● **WHAT IS EXPECTED**:
Report how many lines of the entries below contain the word "components", and nothing more.

● **INPUT RECORDS**:

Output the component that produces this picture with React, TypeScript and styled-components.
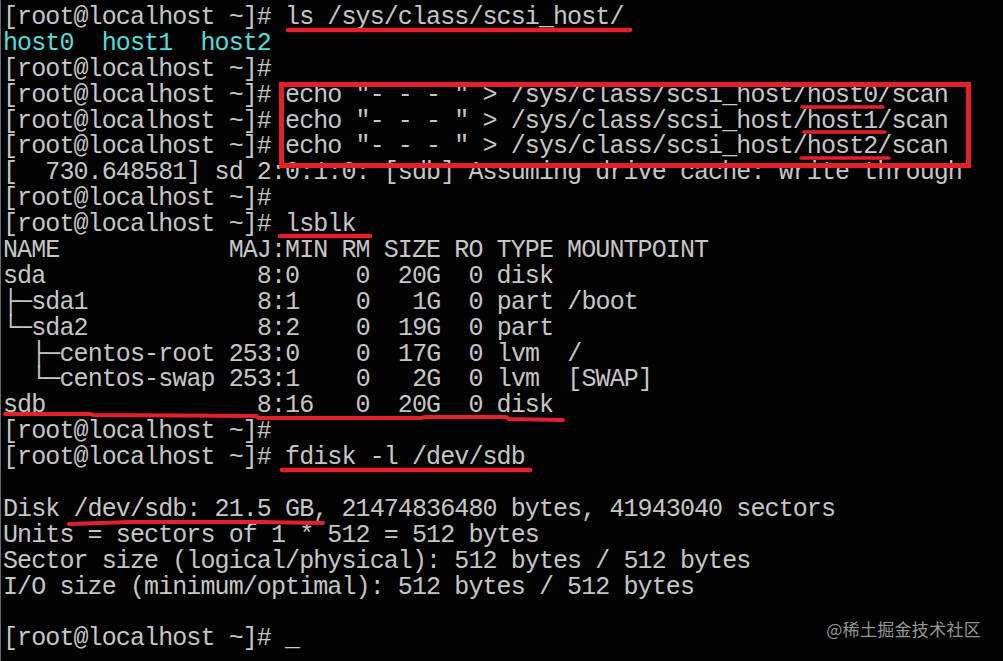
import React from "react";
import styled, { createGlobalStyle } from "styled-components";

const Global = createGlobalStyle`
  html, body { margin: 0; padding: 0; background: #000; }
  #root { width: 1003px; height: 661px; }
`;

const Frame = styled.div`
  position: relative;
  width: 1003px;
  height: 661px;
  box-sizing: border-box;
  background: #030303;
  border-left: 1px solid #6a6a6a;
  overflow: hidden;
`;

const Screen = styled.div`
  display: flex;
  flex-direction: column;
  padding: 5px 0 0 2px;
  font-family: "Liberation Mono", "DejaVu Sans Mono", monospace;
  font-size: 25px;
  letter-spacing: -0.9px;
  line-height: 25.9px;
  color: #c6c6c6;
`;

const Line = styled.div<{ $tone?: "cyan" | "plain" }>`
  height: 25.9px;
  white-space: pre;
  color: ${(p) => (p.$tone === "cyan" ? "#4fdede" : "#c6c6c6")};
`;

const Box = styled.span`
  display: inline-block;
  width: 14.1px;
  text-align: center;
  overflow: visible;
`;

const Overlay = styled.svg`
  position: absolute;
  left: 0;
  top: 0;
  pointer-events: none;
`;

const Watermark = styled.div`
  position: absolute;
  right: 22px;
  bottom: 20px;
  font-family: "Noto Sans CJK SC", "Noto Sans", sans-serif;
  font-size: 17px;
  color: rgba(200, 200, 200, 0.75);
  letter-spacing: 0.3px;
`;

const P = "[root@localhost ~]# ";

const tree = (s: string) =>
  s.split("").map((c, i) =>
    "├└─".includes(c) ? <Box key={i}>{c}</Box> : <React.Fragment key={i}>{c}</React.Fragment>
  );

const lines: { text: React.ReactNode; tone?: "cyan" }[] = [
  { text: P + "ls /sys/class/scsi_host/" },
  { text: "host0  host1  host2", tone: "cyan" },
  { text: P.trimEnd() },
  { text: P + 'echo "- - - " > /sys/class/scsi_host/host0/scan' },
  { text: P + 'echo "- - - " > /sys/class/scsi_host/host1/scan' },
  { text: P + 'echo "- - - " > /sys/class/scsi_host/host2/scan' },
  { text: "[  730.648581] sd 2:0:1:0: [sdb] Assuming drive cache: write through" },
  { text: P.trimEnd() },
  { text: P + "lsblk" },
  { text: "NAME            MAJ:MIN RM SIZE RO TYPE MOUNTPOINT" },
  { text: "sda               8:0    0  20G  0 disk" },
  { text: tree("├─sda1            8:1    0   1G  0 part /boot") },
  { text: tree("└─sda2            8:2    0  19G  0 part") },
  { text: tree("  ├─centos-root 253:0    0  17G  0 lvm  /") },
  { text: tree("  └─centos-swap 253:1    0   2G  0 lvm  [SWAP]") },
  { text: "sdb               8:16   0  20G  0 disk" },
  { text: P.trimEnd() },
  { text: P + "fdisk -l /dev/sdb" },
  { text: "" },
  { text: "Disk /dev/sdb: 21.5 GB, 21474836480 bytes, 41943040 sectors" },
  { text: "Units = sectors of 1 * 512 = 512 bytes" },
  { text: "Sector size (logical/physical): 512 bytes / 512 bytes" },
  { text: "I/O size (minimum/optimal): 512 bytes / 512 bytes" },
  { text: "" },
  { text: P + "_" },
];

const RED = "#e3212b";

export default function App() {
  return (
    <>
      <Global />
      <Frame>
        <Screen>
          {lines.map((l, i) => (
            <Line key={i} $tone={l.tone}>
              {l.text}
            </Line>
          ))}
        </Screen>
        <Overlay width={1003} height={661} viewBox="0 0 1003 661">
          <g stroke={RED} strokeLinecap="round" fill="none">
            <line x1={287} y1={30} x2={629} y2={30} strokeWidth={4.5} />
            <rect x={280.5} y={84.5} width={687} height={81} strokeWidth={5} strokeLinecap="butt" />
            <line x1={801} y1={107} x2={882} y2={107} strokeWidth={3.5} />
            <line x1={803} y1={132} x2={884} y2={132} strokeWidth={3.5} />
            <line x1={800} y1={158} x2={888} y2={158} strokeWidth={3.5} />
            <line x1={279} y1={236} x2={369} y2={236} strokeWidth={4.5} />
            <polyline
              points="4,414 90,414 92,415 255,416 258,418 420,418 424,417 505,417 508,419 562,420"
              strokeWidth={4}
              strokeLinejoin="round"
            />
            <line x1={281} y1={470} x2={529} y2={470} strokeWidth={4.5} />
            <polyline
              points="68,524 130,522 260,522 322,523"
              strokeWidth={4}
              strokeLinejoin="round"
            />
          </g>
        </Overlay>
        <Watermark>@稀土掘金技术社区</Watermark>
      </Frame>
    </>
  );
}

...

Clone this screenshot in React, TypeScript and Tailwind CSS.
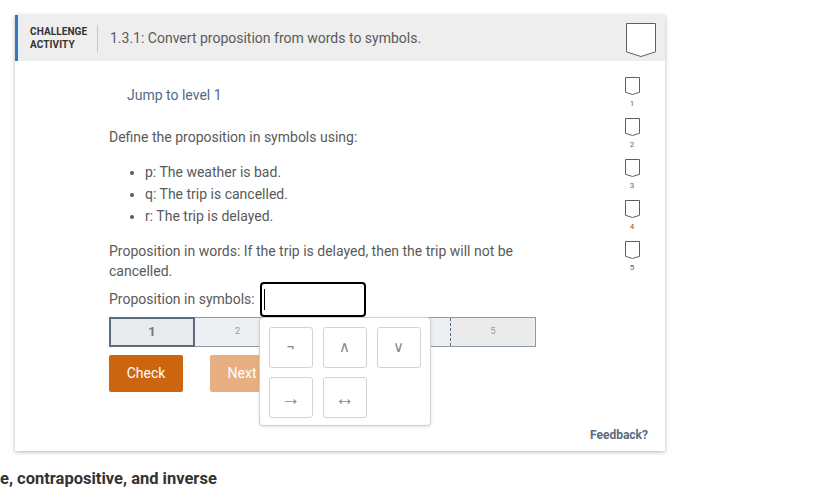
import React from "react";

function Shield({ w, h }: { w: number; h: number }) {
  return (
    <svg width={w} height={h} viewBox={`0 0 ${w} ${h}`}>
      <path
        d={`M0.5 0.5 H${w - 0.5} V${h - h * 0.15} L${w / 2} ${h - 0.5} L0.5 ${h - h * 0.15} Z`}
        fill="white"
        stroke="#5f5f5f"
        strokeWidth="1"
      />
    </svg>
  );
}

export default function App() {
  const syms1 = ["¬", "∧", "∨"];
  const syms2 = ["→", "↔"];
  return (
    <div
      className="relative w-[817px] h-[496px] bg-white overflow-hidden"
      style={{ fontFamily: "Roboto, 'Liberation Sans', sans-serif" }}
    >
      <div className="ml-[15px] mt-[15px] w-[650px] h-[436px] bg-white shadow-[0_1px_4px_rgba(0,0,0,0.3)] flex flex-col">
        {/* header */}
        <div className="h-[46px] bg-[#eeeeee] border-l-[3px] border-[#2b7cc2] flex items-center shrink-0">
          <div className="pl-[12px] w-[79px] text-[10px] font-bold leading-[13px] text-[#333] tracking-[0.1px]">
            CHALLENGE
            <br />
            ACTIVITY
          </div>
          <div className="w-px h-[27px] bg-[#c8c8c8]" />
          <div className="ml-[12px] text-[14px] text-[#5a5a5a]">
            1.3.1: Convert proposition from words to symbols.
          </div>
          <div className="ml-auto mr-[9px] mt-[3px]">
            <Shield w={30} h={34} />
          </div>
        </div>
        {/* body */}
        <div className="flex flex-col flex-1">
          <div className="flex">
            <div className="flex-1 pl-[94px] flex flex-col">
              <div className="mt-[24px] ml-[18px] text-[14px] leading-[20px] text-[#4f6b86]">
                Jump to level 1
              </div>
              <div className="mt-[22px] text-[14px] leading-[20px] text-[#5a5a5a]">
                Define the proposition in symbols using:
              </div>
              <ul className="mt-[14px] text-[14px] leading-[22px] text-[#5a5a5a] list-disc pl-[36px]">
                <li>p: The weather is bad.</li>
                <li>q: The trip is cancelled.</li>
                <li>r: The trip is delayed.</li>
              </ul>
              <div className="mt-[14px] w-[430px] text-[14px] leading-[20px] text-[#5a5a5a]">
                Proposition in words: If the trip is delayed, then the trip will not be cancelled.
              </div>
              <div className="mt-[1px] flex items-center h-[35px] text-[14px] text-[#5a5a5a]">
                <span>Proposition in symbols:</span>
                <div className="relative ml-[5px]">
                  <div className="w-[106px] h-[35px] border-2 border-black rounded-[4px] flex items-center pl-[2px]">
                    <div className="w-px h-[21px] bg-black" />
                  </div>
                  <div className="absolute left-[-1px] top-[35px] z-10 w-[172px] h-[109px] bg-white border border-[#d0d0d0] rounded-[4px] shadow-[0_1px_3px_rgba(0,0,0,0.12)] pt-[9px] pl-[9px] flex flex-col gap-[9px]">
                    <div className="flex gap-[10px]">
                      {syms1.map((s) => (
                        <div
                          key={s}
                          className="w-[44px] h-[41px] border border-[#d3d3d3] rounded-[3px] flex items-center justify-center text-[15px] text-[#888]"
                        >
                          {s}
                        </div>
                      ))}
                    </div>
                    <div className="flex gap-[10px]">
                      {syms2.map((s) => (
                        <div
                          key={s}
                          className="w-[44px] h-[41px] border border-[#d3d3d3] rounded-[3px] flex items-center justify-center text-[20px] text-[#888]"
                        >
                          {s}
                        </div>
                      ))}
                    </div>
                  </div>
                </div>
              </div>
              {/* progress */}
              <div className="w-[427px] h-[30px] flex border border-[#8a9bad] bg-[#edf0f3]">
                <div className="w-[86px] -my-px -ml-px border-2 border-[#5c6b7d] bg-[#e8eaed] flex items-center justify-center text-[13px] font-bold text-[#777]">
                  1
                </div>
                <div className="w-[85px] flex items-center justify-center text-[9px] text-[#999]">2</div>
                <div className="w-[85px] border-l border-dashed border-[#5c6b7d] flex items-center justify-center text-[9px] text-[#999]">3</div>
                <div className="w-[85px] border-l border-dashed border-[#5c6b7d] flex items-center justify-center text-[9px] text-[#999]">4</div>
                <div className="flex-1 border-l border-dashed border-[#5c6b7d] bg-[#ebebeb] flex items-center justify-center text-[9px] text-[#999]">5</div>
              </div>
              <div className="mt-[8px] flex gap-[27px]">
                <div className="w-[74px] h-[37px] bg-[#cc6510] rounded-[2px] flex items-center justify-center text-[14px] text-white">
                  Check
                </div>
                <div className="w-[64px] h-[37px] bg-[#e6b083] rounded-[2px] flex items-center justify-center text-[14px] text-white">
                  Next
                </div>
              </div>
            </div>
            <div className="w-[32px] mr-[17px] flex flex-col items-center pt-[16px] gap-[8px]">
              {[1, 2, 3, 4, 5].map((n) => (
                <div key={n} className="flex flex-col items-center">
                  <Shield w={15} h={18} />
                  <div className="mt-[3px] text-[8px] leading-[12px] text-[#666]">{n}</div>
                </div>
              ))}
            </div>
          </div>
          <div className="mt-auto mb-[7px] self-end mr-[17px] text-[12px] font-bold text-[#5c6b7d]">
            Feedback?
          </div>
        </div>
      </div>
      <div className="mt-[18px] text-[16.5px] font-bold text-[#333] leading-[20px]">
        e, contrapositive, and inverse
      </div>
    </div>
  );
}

● **ANSWER TO THE EXERCISE**:
2